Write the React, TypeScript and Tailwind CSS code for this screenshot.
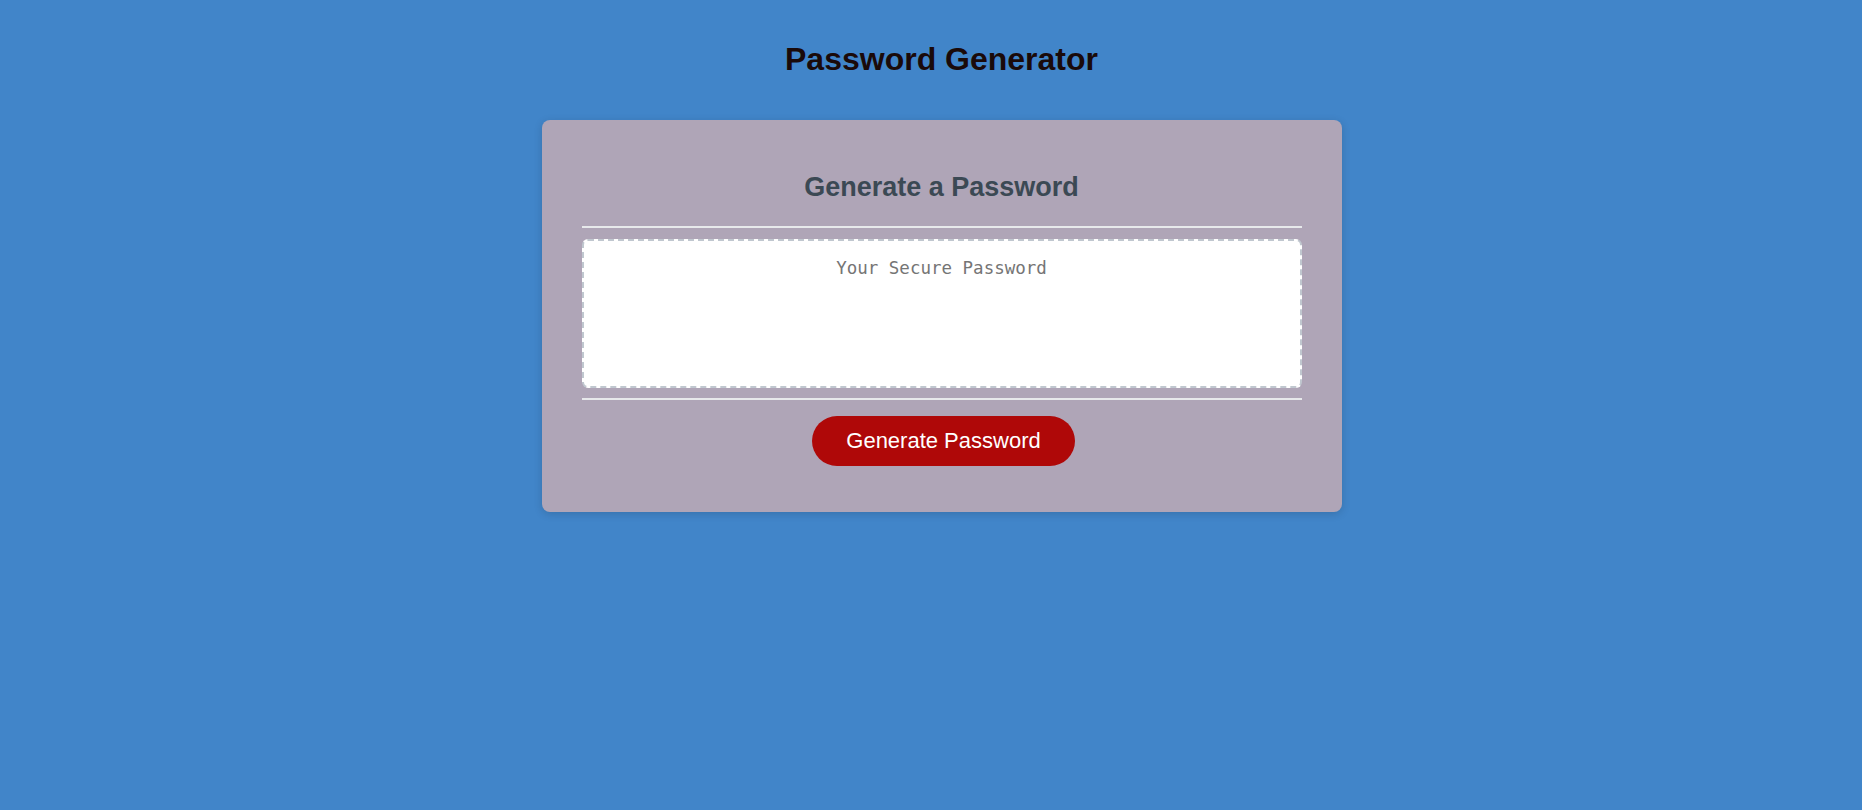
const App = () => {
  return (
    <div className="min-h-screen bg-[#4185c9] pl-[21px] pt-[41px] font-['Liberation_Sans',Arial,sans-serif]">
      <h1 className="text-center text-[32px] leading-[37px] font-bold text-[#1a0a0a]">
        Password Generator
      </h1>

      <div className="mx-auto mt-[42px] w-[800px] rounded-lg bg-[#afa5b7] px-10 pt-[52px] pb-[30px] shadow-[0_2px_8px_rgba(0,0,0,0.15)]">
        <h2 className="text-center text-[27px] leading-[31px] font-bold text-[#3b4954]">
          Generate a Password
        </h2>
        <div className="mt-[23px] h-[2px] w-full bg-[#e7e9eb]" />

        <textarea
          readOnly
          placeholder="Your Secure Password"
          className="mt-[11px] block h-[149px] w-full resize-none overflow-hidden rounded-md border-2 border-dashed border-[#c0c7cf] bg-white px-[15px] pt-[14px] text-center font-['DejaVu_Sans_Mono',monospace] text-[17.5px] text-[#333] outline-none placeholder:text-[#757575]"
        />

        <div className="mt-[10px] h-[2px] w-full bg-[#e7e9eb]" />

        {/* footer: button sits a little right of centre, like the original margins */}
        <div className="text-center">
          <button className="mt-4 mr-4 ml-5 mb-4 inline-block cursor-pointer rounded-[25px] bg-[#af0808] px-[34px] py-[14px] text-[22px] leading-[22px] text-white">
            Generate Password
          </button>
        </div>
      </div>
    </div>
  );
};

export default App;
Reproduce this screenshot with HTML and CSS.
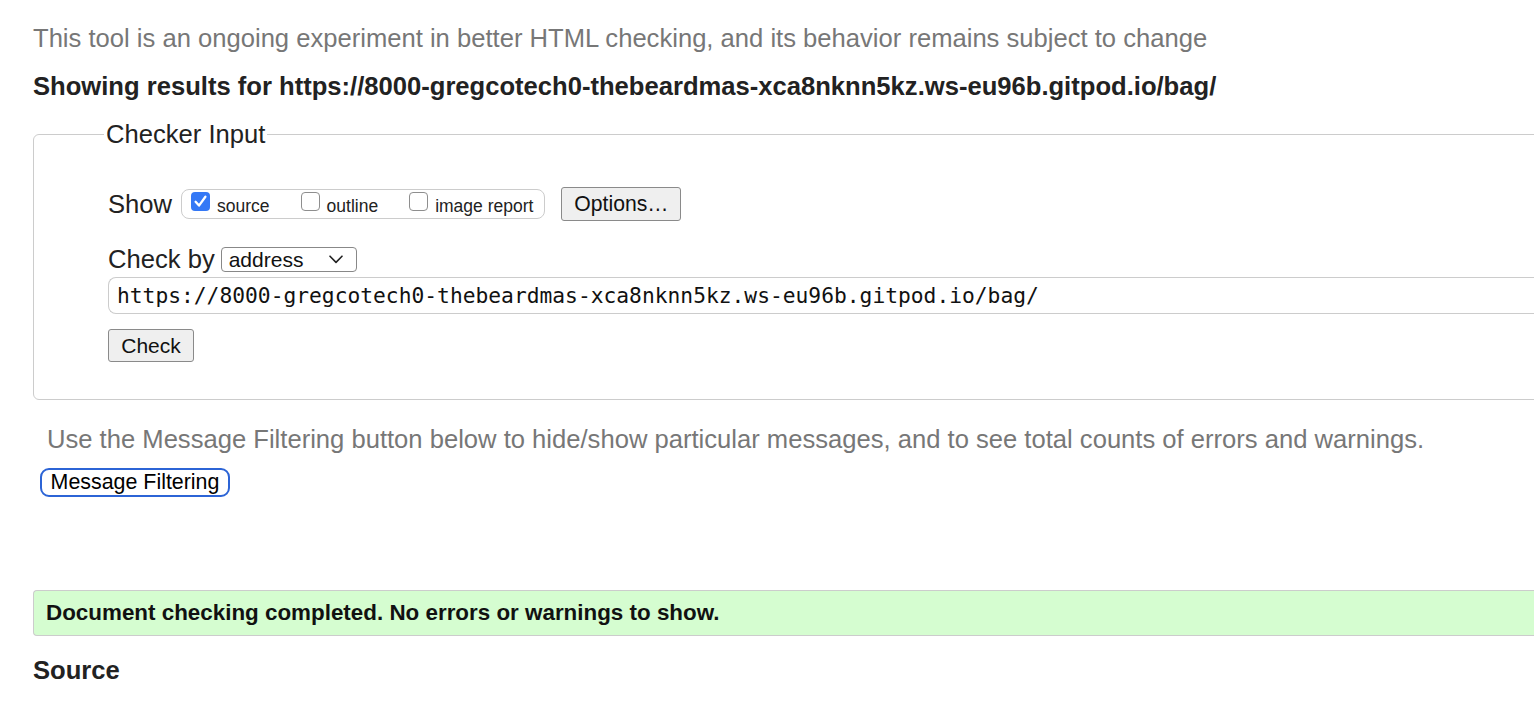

• **Problem requirements**
Word for word, quote the lines above. Omit the pictures.

• **Response to the task**
Write the React, TypeScript and Tailwind CSS code for this screenshot.
const App = () => {
  return (
    <div className="min-h-screen bg-[#4185c9] pl-[21px] pt-[41px] font-['Liberation_Sans',Arial,sans-serif]">
      <h1 className="text-center text-[32px] leading-[37px] font-bold text-[#1a0a0a]">
        Password Generator
      </h1>

      <div className="mx-auto mt-[42px] w-[800px] rounded-lg bg-[#afa5b7] px-10 pt-[52px] pb-[30px] shadow-[0_2px_8px_rgba(0,0,0,0.15)]">
        <h2 className="text-center text-[27px] leading-[31px] font-bold text-[#3b4954]">
          Generate a Password
        </h2>
        <div className="mt-[23px] h-[2px] w-full bg-[#e7e9eb]" />

        <textarea
          readOnly
          placeholder="Your Secure Password"
          className="mt-[11px] block h-[149px] w-full resize-none overflow-hidden rounded-md border-2 border-dashed border-[#c0c7cf] bg-white px-[15px] pt-[14px] text-center font-['DejaVu_Sans_Mono',monospace] text-[17.5px] text-[#333] outline-none placeholder:text-[#757575]"
        />

        <div className="mt-[10px] h-[2px] w-full bg-[#e7e9eb]" />

        {/* footer: button sits a little right of centre, like the original margins */}
        <div className="text-center">
          <button className="mt-4 mr-4 ml-5 mb-4 inline-block cursor-pointer rounded-[25px] bg-[#af0808] px-[34px] py-[14px] text-[22px] leading-[22px] text-white">
            Generate Password
          </button>
        </div>
      </div>
    </div>
  );
};

export default App;
Reproduce this screenshot with HTML and CSS.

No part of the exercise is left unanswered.